J'ai des rapports avec eux. Parfois, je parle avec eux. Je cherche... (Il ne finit pas sa phrase.)

On dirait que tu souffres toujours...
Je peux dire que je n'ai pas eu la vie facile. On dit de moi que je suis un garçon noir qui s'amuse, gagne de l'argent et a des femmes. Ce n'est pas ainsi. C'est trop facile de juger les gens par rapport à ce que tu vois.

Penses-tu être un génie rebelle ?
Moi ? Oui, je pense être un génie. Mais je ne pense pas être un rebelle. J'ai ma vie, mon monde, je me comporte comme je veux, sans casser les pieds à personne.

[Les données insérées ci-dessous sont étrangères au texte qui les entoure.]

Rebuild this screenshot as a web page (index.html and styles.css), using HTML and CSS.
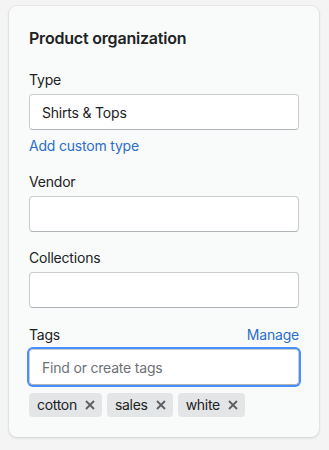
FILE: index.html
```html
<!DOCTYPE html>
<html lang="en">
<head>
    <meta charset="UTF-8">
    <meta name="viewport" content="width=device-width, initial-scale=1.0">
    <title>Product organization</title>
    <link rel="stylesheet" href="styles.css">
</head>
<body>
    <div class="card">
        <h2 class="card-title">Product organization</h2>

        <!-- Type -->
        <div class="field">
            <label class="label" for="type">Type</label>
            <input class="input" type="text" id="type" value="Shirts &amp; Tops">
            <a class="link add-type" href="#">Add custom type</a>
        </div>

        <!-- Vendor -->
        <div class="field">
            <label class="label" for="vendor">Vendor</label>
            <input class="input" type="text" id="vendor">
        </div>

        <!-- Collections -->
        <div class="field">
            <label class="label" for="collections">Collections</label>
            <input class="input" type="text" id="collections">
        </div>

        <!-- Tags -->
        <div class="field">
            <div class="label-row">
                <label class="label" for="tags">Tags</label>
                <a class="link" href="#">Manage</a>
            </div>
            <input class="input focused" type="text" id="tags" placeholder="Find or create tags">
            <div class="tags">
                <span class="tag"><span>cotton</span><svg class="tag-x" viewBox="0 0 10 10"><path d="M1 1l8 8M9 1l-8 8"/></svg></span>
                <span class="tag"><span>sales</span><svg class="tag-x" viewBox="0 0 10 10"><path d="M1 1l8 8M9 1l-8 8"/></svg></span>
                <span class="tag"><span>white</span><svg class="tag-x" viewBox="0 0 10 10"><path d="M1 1l8 8M9 1l-8 8"/></svg></span>
            </div>
        </div>
    </div>
</body>
</html>
```

FILE: styles.css
```css
body {
    font-family: Inter, "Noto Sans", sans-serif;
    margin: 0;
    padding: 6px 10px 12px 9px;
    background-color: #f4f4f4;
    color: #202223;
    font-size: 14px;
    line-height: 20px;
    letter-spacing: -0.2px;
}

.card {
    background-color: #f9fafa;
    border-radius: 8px;
    box-shadow: 0 0 0 1px rgba(63, 63, 68, 0.05), 0 1px 3px rgba(63, 63, 68, 0.15);
    padding: 20px;
}

.card-title {
    margin: 0 0 20px;
    font-size: 16px;
    line-height: 24px;
    font-weight: 600;
}

.field {
    margin-bottom: 16px;
}

.field:nth-child(4) {
    margin-bottom: 17px;
}

.field:last-child {
    margin-bottom: 0;
}

.label {
    display: block;
    margin-bottom: 4px;
}

.label-row {
    display: flex;
    justify-content: space-between;
    margin-bottom: 4px;
}

.label-row .label {
    margin-bottom: 0;
}

.input {
    display: block;
    width: 100%;
    height: 36px;
    padding: 0 12px;
    box-sizing: border-box;
    border: 1px solid #c9cccf;
    border-bottom-color: #aeb4b9;
    border-radius: 4px;
    background-color: #fff;
    font-family: inherit;
    font-size: 14px;
    letter-spacing: inherit;
    color: #202223;
    outline: none;
}

.input::placeholder {
    color: #6d7175;
}

.input.focused {
    box-shadow: 0 0 0 2px #458fff;
}

.link {
    color: #2c6ecb;
    text-decoration: none;
}

.add-type {
    display: block;
    margin-top: 6px;
    margin-bottom: 2px;
}

.tags {
    display: flex;
    gap: 5px;
    margin-top: 8px;
}

.tag {
    display: flex;
    align-items: center;
    gap: 8px;
    height: 24px;
    padding: 0 7px 0 8px;
    background-color: #e4e5e7;
    border-radius: 4px;
    letter-spacing: -0.3px;
}

.tag-x {
    width: 10px;
    height: 10px;
    stroke: #5c5f62;
    stroke-width: 1.8;
    fill: none;
}
```
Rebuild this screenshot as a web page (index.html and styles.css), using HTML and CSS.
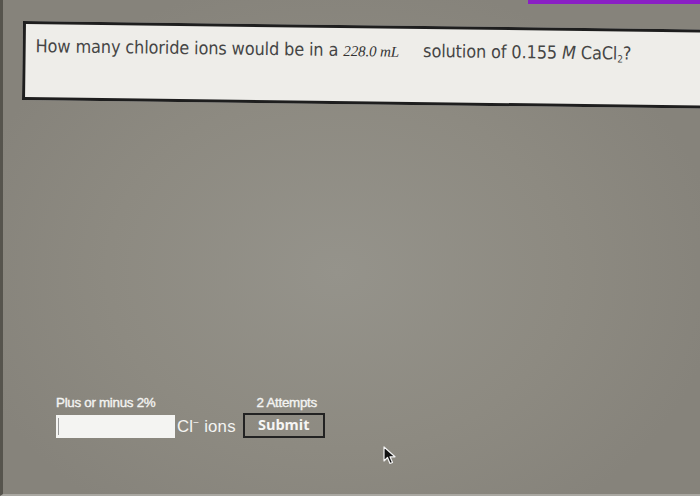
FILE: index.html
```html
<!DOCTYPE html>
<html>
<head>
<meta charset="utf-8">
<link rel="stylesheet" href="styles.css">
</head>
<body>
<div class="screen">
  <div class="topbar"><div class="accent"></div></div>
  <div class="question">
    <p class="qtext">How many chloride ions would be in a <span class="qty">228.0 mL</span> <span class="gap"></span>solution of 0.155 <span class="unit">M</span> CaCl<sub>2</sub>?</p>
  </div>
  <div class="answer">
    <div class="field">
      <div class="label">Plus or minus 2%</div>
      <div class="inputrow">
        <div class="input"><span class="caret"></span></div>
        <span class="units">Cl<sup>&minus;</sup> ions</span>
      </div>
    </div>
    <div class="submitgroup">
      <div class="label attempts">2 Attempts</div>
      <div class="submit">Submit</div>
    </div>
  </div>
  <svg class="cursor" width="14" height="20" viewBox="0 0 14 20"><path d="M1 1 L1 15 L4.5 11.5 L7 17.5 L9.5 16.5 L7 10.8 L12 10.8 Z" fill="#111" stroke="#f4f4f4" stroke-width="1.2" stroke-linejoin="round"/></svg>
</div>
</body>
</html>
```
FILE: styles.css
```css
html, body {
  margin: 0;
  padding: 0;
}
body {
  width: 700px;
  height: 496px;
  overflow: hidden;
  background: #8b8980;
}
.screen {
  position: relative;
  width: 697px;
  height: 494px;
  border-left: 3px solid #56544d;
  border-bottom: 2px solid #a9a7a1;
  background: radial-gradient(ellipse 55% 60% at 48% 55%, #95938b 0%, #8d8a81 60%, #86837b 100%);
  overflow: hidden;
  font-family: "Liberation Sans", Arial, sans-serif;
}
.topbar {
  height: 4px;
  display: flex;
}
.accent {
  margin-left: auto;
  width: 172px;
  height: 4px;
  background: #8a1fc4;
}
.question {
  margin: 17px 0 0 20px;
  width: 700px;
  height: 73px;
  border: 3px solid #1e1e1e;
  background: #eeede9;
  transform: rotate(0.72deg);
  transform-origin: left top;
  box-sizing: content-box;
}
.qtext {
  margin: 11px 0 0 10px;
  font-family: "DejaVu Sans Condensed", "DejaVu Sans", sans-serif;
  font-size: 17.9px;
  color: #454545;
  white-space: nowrap;
  letter-spacing: -0.1px;
}
.qty {
  font-family: "Liberation Serif", "Times New Roman", serif;
  font-style: italic;
  font-size: 15px;
  color: #333;
}
.gap {
  display: inline-block;
  width: 19px;
}
.unit {
  font-style: italic;
  font-family: "DejaVu Sans Condensed", sans-serif;
}
sub {
  font-size: 10px;
  vertical-align: -3px;
}
.answer {
  display: flex;
  align-items: flex-end;
  gap: 7px;
  margin: 295px 0 0 53px;
}
.field {
  display: flex;
  flex-direction: column;
  gap: 5px;
}
.label {
  font-size: 13.4px;
  font-weight: 400;
  color: #f4f4f2;
  letter-spacing: -0.3px;
  -webkit-text-stroke: 0.35px #f4f4f2;
}
.inputrow {
  display: flex;
  align-items: center;
  gap: 2px;
}
.input {
  width: 119px;
  height: 23px;
  background: #f4f4f2;
  display: flex;
  align-items: center;
  padding-left: 2px;
  box-sizing: border-box;
}
.caret {
  width: 1px;
  height: 17px;
  background: #999;
}
.units {
  font-size: 16.8px;
  color: #f4f4f2;
  letter-spacing: 0.2px;
}
.units sup {
  font-size: 10px;
  vertical-align: 6px;
}
.submitgroup {
  display: flex;
  flex-direction: column;
  align-items: center;
  gap: 3px;
}
.attempts {
  padding-left: 6px;
}
.submit {
  width: 82px;
  height: 25px;
  box-sizing: border-box;
  border: 2px solid #222;
  display: flex;
  align-items: center;
  justify-content: center;
  font-family: "Open Sans", sans-serif;
  font-weight: 700;
  font-size: 14.5px;
  color: #f6f6f4;
  padding-bottom: 2px;
}
.cursor {
  position: absolute;
  left: 380px;
  top: 446px;
}
```
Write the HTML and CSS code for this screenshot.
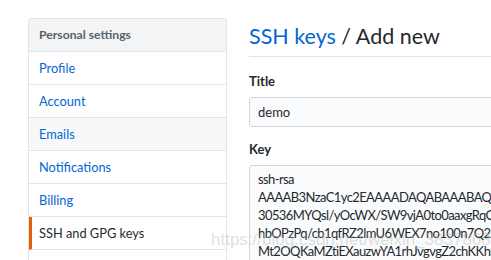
FILE: index.html
```html
<!DOCTYPE html>
<html>
<head>
<meta charset="utf-8">
<link rel="stylesheet" href="styles.css">
</head>
<body>
<div class="page">
  <nav class="menu">
    <div class="menu-head">Personal settings</div>
    <a class="menu-item">Profile</a>
    <a class="menu-item">Account</a>
    <a class="menu-item hover">Emails</a>
    <a class="menu-item">Notifications</a>
    <a class="menu-item">Billing</a>
    <a class="menu-item selected">SSH and GPG keys</a>
    <a class="menu-item">Security</a>
  </nav>
  <main class="main">
    <h1 class="title"><span class="crumb">SSH keys</span> / Add new</h1>
    <div class="field">
      <label class="label">Title</label>
      <div class="input">demo</div>
    </div>
    <div class="field">
      <label class="label">Key</label>
      <div class="textarea">ssh-rsa
AAAAB3NzaC1yc2EAAAADAQABAAABAQDxk2Lq9bT
30536MYQsl/yOcWX/SW9vjA0to0aaxgRqCv8Hm1z
hbOPzPq/cb1qfRZ2lmU6WEX7no100n7Q2rPfY0aJ
Mt2OQKaMZtiEXauzwYA1rhJvgvgZ2chKKhS7uWd4
x</div>
    </div>
  </main>
</div>
<div class="watermark">https://blog.csdn.net/weixin_38378684</div>
</body>
</html>
```

FILE: styles.css
```css
html, body {
  margin: 0;
  padding: 0;
  background: #fff;
  overflow: hidden;
}
body {
  width: 491px;
  height: 260px;
  font-family: Lato, "Noto Sans", sans-serif;
  color: #24292e;
  position: relative;
}
.page {
  display: flex;
  gap: 22px;
  padding: 18px 0 0 28px;
  width: 800px;
}
.menu {
  width: 197px;
  flex: none;
  border: 1px solid #e1e4e8;
  border-radius: 3px;
  display: flex;
  flex-direction: column;
}
.menu-head {
  height: 32px;
  line-height: 32px;
  padding-left: 10px;
  background: #f3f4f6;
  color: #586069;
  font-size: 12.2px;
  font-weight: 700;
  border-bottom: 1px solid #e1e4e8;
}
.menu-item {
  height: 32px;
  line-height: 32px;
  padding-left: 10px;
  font-size: 12.8px;
  color: #0366d6;
  border-bottom: 1px solid #e1e4e8;
}
.menu-item.hover {
  background: #f6f8fa;
}
.menu-item.selected {
  color: #24292e;
  border-left: 3px solid #e36209;
  padding-left: 7px;
}
.main {
  width: 500px;
  flex: none;
}
.title {
  margin: 0;
  font-size: 21.5px;
  font-weight: 400;
  line-height: 36px;
  padding-bottom: 2px;
  border-bottom: 1px solid #e1e4e8;
}
.crumb {
  color: #0366d6;
}
.field {
  display: flex;
  flex-direction: column;
}
.label {
  font-size: 13px;
  font-weight: 700;
  line-height: 20px;
  margin-top: 14px;
  margin-bottom: 6px;
}
.field + .field .label {
  margin-top: 12px;
}
.input {
  height: 28px;
  line-height: 28px;
  padding: 0 8px;
  font-size: 13px;
  background: #fafbfc;
  border: 1px solid #d1d5da;
  border-radius: 3px;
}
.textarea {
  height: 200px;
  padding: 4px 8px;
  font-size: 13px;
  line-height: 18px;
  letter-spacing: -0.6px;
  white-space: pre;
  overflow: hidden;
  background: #fafbfc;
  border: 1px solid #d1d5da;
  border-radius: 3px;
}
.watermark {
  position: absolute;
  left: 211px;
  top: 230px;
  font-family: "Liberation Sans", sans-serif;
  font-size: 17px;
  color: rgba(185, 185, 185, 0.45);
  white-space: nowrap;
  pointer-events: none;
}
```
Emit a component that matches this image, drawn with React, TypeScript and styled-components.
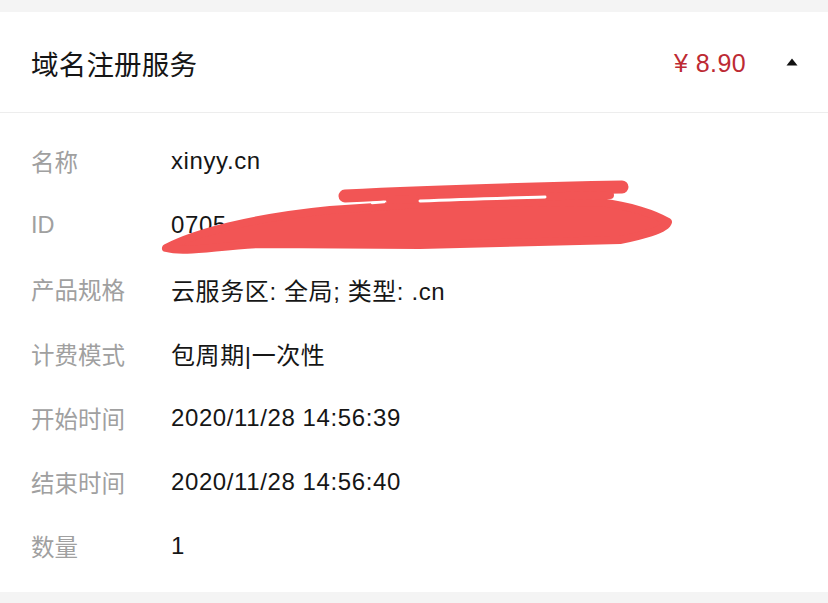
import React from "react";
import styled, { createGlobalStyle } from "styled-components";

const Global = createGlobalStyle`
  html, body { margin: 0; padding: 0; background: #f4f4f4; }
  body { font-family: "Liberation Sans", "Noto Sans CJK SC", sans-serif; -webkit-font-smoothing: antialiased; }
`;

const Page = styled.div`
  width: 828px;
  height: 603px;
  background: #f4f4f4;
  padding-top: 12px;
  box-sizing: border-box;
  overflow: hidden;
`;

const Card = styled.div`
  background: #ffffff;
  height: 580px;
  display: flex;
  flex-direction: column;
`;

const Header = styled.div`
  height: 100px;
  border-bottom: 1px solid #ededed;
  display: flex;
  align-items: center;
  padding: 0 30px 0 31px;
`;

const Title = styled.div`
  flex: 1;
  font-size: 27.5px;
  color: #151515;
  font-family: "Noto Sans CJK SC", sans-serif;
  letter-spacing: 0.2px;
  padding-top: 2px;
`;

const Price = styled.div`
  font-size: 25px;
  letter-spacing: 0.4px;
  color: #bd2a33;
  margin-right: 40px;
  padding-top: 3px;
`;

const Body = styled.div`
  padding-top: 16px;
  display: flex;
  flex-direction: column;
`;

const Row = styled.div`
  height: 64.2px;
  display: flex;
  align-items: center;
  padding-left: 31px;
  position: relative;
`;

const Label = styled.div`
  width: 140px;
  font-size: 23.5px;
  color: #a0a0a0;
`;

const Value = styled.div`
  font-size: 24px;
  letter-spacing: 0.6px;
  color: #161616;
`;

const Scribble = styled.svg`
  position: absolute;
  left: 0;
  top: -20px;
  pointer-events: none;
`;

const rows: [string, string][] = [
  ["名称", "xinyy.cn"],
  ["ID", "0705"],
  ["产品规格", "云服务区: 全局; 类型: .cn"],
  ["计费模式", "包周期|一次性"],
  ["开始时间", "2020/11/28 14:56:39"],
  ["结束时间", "2020/11/28 14:56:40"],
  ["数量", "1"],
];

export default function App() {
  return (
    <>
      <Global />
      <Page>
        <Card>
          <Header>
            <Title>域名注册服务</Title>
            <Price>¥ 8.90</Price>
            <svg width="12" height="8" viewBox="0 0 12 8">
              <path d="M6 0.5 L11.5 7.5 L0.5 7.5 Z" fill="#111" />
            </svg>
          </Header>
          <Body>
            {rows.map(([l, v]) => (
              <Row key={l}>
                <Label>{l}</Label>
                <Value>{v}</Value>
                {l === "ID" && (
                  <Scribble width="828" height="90" viewBox="0 173 828 90">
                    <g fill="#f25555" stroke="#f25555" strokeLinecap="round" strokeLinejoin="round">
                      <path
                        d="M166 248 C 195 233, 250 218, 330 210 L 420 204 L 600 202 C 630 206, 655 214, 668 222 C 666 230, 640 236, 620 240 L 420 245 L 260 244 C 215 246, 185 253, 166 248 Z"
                        strokeWidth="8"
                      />
                      <path d="M345 196 C 420 192, 520 189, 622 187" strokeWidth="13" fill="none" />
                      <path d="M390 200 L 610 195" strokeWidth="8" fill="none" />
                    </g>
                    <g stroke="#ffffff" strokeLinecap="round" fill="none">
                      <path d="M372 203 L 384 202" strokeWidth="2.5" />
                      <path d="M420 201 C 470 199, 510 198, 545 197" strokeWidth="3" />
                    </g>
                  </Scribble>
                )}
              </Row>
            ))}
          </Body>
        </Card>
      </Page>
    </>
  );
}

Si nous mettons en titre de l'interview : "Je pense être un génie", ça te va ou trouves-tu ça exagéré ?
Si tu demandes à un génie si ce genre de titres le gêne, tu te trompes. Moi, je suis un génie, donc tu ne peux pas me poser cette question. C'est à une personne qui n'est pas un génie que tu dois demander si ce titre va ou pas...

Tu étais fort à l'école ?
Très. Quand quelqu'un dit que je suis stupide, je lui ris en face. Je pense être plus intelligent que la norme. Mais je te jure que ça ne m'intéresse pas de le démonter.»